Weekday vs. weekend: Weekday mornings are noticeably quieter. Saturday walking tours pass through streets packed with shoppers and market vendors, which is either wonderful or overwhelming depending on your tolerance for crowds. Sunday mornings are surprisingly peaceful.

Almost every walking tour starts at one of two locations: Amsterdam Centraal Station or Dam Square. Both are dead center in the city and accessible from anywhere.
From Centraal Station: You’re already there if you arrived by train. If you’re staying outside the center, trams 2, 4, 11, 12, 13, 14, 17, and 26 all stop at Centraal. The Noord-Zuidlijn metro (line 52) also connects to Centraal from the south side of the city. Give yourself 10-15 minutes to navigate the station and find the specific meeting point outside — the building is large and the tour confirmation email will specify which exit.
From Dam Square: A 5-minute walk from Centraal Station straight down Damrak. If you’re coming from elsewhere, trams 2, 4, 11, 12, 13, 14, and 17 stop at Dam Square. The square itself is unmissable — look for the National Monument (the tall white pillar) as a landmark.
From hotels in the canal ring or Jordaan: Most central hotels are within a 10-15 minute walk of both meeting points. Don’t bother with public transport — walking is faster.


Most walking tours cover a similar core route with variations, and knowing what to expect helps you choose the right one.
Dam Square and the Royal Palace: Every tour starts here or passes through it. The Royal Palace dominates one side of the square, and your guide will explain why it looks more like a city hall than a palace (because it was one, originally). The National Monument on the opposite end marks the center of Amsterdam and commemorates the Dutch experience during World War II.

The Canal Ring (Grachtengordel): The three main canals — Herengracht, Keizersgracht, and Prinsengracht — form concentric horseshoes around the old city center. Walking along these canals is the highlight of most tours. Your guide will point out the narrowest house in Amsterdam (only one meter wide), explain why the houses are built so tall and narrow (taxes were based on canal frontage, not floor space), and show you the hoisting beams at the top that were used to lift furniture through windows because the staircases were too narrow.
The Jordaan: Originally a working-class neighborhood, now one of Amsterdam’s most charming areas. The streets are narrower here, the houses are smaller, and the courtyards (hofjes) are hidden behind street-facing doors. A good guide will take you through at least one hofje — they’re peaceful gardens surrounded by tiny houses, originally built as almshouses for elderly women. Most travelers walk right past without knowing they’re there.

The Bloemenmarkt: The floating flower market on the Singel canal is a standard stop on introductory tours. It’s the world’s only floating flower market, though these days the flowers sit on permanently moored houseboats.

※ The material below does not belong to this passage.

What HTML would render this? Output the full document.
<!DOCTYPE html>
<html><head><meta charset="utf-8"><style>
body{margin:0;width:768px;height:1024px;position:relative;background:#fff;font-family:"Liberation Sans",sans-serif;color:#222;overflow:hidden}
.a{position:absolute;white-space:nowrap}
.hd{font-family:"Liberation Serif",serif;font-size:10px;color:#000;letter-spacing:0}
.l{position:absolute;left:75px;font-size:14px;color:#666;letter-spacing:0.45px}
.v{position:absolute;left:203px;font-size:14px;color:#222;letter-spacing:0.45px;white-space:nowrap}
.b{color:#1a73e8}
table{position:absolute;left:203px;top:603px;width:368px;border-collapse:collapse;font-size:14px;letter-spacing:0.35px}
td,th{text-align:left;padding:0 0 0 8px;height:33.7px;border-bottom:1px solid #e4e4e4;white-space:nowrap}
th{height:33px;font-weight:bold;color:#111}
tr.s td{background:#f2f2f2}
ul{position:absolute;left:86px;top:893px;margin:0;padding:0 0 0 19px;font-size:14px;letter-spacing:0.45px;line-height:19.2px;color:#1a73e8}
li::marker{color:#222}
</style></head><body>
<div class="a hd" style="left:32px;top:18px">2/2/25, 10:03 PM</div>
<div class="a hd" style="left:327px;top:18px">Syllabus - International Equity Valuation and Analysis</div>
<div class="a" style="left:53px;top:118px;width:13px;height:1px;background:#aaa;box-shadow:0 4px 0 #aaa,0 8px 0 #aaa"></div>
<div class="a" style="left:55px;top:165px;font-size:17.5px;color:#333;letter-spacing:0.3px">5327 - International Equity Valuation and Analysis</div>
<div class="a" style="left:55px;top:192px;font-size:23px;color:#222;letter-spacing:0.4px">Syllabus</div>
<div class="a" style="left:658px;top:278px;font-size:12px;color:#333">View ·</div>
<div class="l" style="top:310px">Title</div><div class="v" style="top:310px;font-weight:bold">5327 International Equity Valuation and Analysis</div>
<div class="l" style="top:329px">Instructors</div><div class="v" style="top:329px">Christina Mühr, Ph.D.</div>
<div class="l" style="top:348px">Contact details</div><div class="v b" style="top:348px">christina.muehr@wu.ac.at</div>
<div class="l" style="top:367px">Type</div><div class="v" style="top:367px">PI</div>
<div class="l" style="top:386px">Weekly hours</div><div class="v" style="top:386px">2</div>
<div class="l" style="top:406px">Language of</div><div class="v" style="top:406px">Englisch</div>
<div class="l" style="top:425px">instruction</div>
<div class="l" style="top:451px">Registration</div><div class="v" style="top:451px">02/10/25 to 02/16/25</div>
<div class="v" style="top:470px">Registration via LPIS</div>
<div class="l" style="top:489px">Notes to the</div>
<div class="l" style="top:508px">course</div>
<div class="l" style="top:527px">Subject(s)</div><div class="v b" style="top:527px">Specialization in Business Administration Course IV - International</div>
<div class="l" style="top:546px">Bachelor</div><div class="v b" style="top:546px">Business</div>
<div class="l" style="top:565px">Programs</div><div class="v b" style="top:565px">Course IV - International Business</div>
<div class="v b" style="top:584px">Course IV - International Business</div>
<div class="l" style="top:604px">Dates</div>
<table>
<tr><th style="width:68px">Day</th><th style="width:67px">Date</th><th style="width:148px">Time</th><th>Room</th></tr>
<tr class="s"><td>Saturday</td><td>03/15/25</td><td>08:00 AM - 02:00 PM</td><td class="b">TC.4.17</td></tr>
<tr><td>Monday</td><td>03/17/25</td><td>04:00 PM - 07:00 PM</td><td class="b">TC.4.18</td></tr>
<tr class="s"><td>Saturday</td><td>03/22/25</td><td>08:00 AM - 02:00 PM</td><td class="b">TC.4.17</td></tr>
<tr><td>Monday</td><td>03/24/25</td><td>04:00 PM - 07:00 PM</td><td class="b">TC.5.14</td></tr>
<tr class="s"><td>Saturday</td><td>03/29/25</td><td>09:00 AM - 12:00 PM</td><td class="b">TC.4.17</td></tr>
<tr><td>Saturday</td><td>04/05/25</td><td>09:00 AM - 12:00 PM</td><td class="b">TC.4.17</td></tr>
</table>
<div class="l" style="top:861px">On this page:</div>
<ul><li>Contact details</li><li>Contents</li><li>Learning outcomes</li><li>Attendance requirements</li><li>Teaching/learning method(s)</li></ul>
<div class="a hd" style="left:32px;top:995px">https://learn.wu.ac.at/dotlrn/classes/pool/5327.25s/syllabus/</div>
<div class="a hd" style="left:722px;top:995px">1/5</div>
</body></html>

Tulip bulbs, wooden shoes, and cheese — yes, it’s touristy, but it’s also genuinely colorful and makes for great photos.

The Begijnhof: A medieval courtyard hidden behind an unassuming doorway on the Spui square. This is where the Beguines (a Catholic sisterhood) lived from the 14th century onward. It’s one of the oldest inner courts in Amsterdam and includes the city’s oldest surviving house, dating to around 1528. Large tour groups rarely enter because the courtyard has capacity rules, which is one more reason to book a small-group tour.
The Nine Streets (De Negen Straatjes): Nine cross-streets connecting the main canals, lined with independent shops, galleries, and cafes. Not all tours include this area, but it’s worth requesting if your guide takes suggestions. It’s the Amsterdam that Instagram dreams about.

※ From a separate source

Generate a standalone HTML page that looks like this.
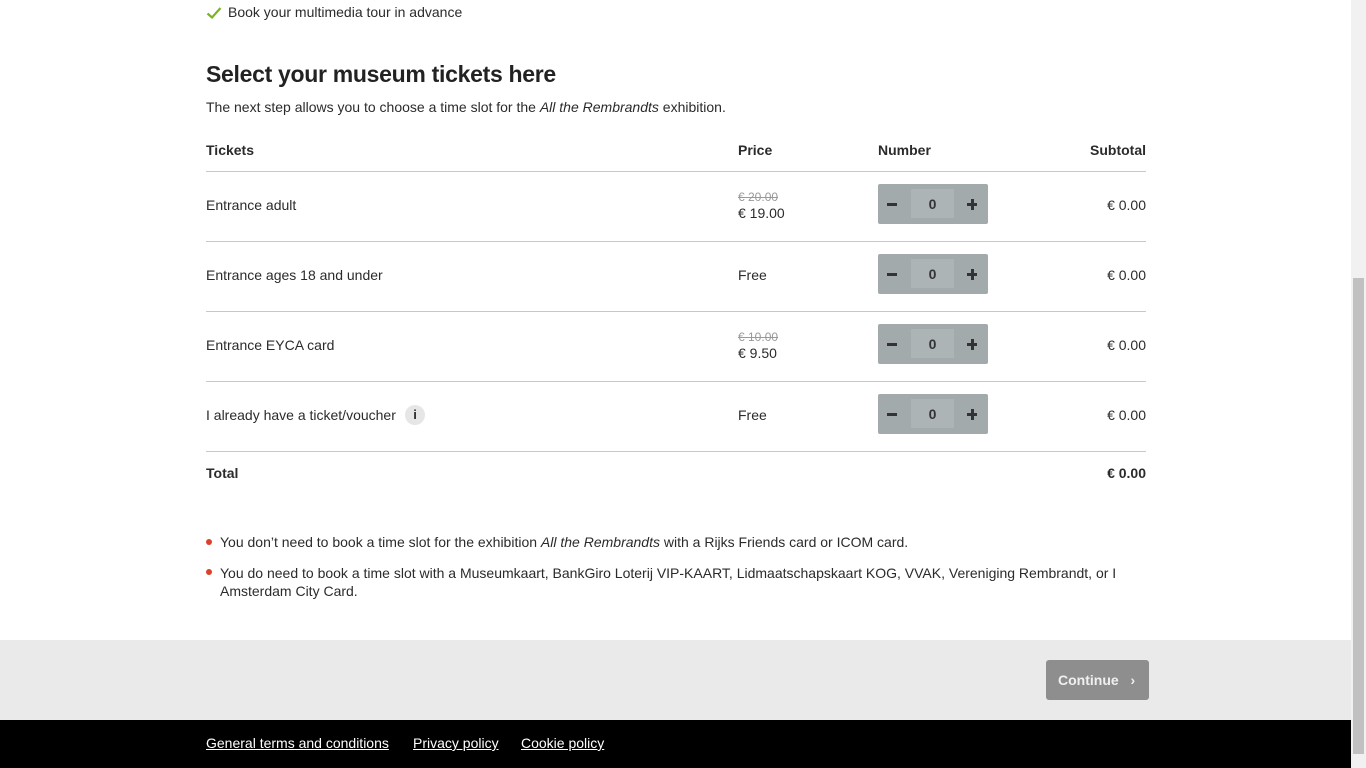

Beyond the general introductory tours, Amsterdam has several niche walking tours that go deeper into specific topics:
Anne Frank and Jewish Quarter Walking Tours cover the wartime history of Amsterdam’s Jewish community, including the areas around the Rembrandt House Museum and the Portuguese Synagogue. These are sobering, important, and well-run. I’d recommend them as a second walking tour after you’ve done a general orientation.
Red Light District tours are more nuanced than you might expect. The good ones focus on the history, the legal framework, and the neighborhood’s past as a medieval port district rather than just the sensational aspects. They typically run in the early evening when the neon lights are on but the atmosphere is still safe and manageable.
Food-focused walks combine history with tastings at brown cafes, cheese shops, and herring stands. These are longer (usually 3-4 hours) and more expensive ($60-80), but you get fed along the way. Worth it if food is central to how you experience a city.
Day trips from Amsterdam to places like Zaanse Schans or the countryside involve walking too, though they’re more excursion than walking tour. If you have extra days, the windmill village at Zaanse Schans is about 20 minutes by train and feels like stepping into a postcard.

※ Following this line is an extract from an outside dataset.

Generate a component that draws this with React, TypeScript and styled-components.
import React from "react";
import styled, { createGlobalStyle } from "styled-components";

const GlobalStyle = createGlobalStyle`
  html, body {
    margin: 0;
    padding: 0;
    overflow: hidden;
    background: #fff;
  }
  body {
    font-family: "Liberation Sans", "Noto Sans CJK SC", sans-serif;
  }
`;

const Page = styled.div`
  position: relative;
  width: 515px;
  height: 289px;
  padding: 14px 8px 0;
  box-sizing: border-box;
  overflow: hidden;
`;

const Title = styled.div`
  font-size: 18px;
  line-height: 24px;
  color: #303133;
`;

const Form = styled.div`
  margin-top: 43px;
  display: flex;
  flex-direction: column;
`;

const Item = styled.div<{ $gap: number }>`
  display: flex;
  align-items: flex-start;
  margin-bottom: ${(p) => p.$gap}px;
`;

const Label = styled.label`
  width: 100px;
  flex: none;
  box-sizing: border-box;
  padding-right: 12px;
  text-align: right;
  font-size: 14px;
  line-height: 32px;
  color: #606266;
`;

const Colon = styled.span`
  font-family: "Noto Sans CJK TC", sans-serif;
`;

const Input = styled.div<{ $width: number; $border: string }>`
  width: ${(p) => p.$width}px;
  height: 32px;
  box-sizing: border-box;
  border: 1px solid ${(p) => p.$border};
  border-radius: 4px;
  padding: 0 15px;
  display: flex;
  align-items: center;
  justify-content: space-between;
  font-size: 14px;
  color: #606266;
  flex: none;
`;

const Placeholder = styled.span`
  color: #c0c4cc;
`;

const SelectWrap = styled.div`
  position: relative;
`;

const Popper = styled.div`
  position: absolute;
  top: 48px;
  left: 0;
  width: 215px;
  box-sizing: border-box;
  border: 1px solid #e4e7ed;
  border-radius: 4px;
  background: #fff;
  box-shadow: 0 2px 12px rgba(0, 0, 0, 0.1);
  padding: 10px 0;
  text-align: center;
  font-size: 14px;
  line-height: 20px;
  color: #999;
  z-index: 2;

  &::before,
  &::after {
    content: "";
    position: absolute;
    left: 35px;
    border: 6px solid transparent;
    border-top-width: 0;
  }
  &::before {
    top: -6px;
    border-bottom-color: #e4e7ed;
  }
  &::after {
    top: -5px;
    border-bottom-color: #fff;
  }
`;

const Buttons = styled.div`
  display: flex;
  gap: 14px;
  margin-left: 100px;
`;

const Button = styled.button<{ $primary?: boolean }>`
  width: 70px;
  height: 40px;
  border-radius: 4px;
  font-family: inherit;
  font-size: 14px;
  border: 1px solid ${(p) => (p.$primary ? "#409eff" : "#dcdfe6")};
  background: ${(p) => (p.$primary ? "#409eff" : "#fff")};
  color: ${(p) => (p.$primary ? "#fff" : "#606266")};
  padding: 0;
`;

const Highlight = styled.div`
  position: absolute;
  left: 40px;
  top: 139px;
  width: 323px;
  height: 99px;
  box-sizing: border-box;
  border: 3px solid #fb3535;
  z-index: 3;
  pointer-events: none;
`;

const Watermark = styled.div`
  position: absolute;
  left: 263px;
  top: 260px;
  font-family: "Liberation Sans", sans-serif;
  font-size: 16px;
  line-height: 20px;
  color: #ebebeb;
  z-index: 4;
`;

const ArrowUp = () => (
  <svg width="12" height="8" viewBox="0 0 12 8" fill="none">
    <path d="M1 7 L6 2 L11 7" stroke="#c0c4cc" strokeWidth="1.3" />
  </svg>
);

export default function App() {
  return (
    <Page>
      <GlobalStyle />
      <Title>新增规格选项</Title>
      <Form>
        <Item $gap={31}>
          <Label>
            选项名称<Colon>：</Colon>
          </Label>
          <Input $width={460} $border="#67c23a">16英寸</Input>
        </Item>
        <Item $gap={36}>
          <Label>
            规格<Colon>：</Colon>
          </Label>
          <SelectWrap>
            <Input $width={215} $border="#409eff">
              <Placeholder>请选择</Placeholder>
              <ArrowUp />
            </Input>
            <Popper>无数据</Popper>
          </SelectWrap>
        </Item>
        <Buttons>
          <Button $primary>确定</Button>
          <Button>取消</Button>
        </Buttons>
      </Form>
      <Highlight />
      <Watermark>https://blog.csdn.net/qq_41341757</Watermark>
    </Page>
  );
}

A walking tour is the best first activity, but Amsterdam has plenty more to fill your days. After your tour, you’ll have a mental map of the city and know exactly which neighborhoods you want to explore further. Here’s what I’d pair with it:
Morning: Walking tour (9 or 10 AM start). Afternoon: Van Gogh Museum or the Moco Museum — both are in the Museumplein area, a 20-minute walk south from the canal ring. Evening: Canal cruise at sunset, then dinner in the Jordaan.
For a second day, the Heineken Experience is fun if you like beer, the Fabrique des Lumieres digital art space is one of the most impressive immersive experiences in Europe, and the AMAZE Amsterdam light installation is worth an hour of your time.
And if you only do one thing I suggest: take the walking tour. Amsterdam is a city built for feet, not wheels, and someone who knows its streets will show you a version of it that you’d never find on your own. I’m still glad I got lost in the Jordaan that second day. But I’m more glad that a guide showed me why I should go back.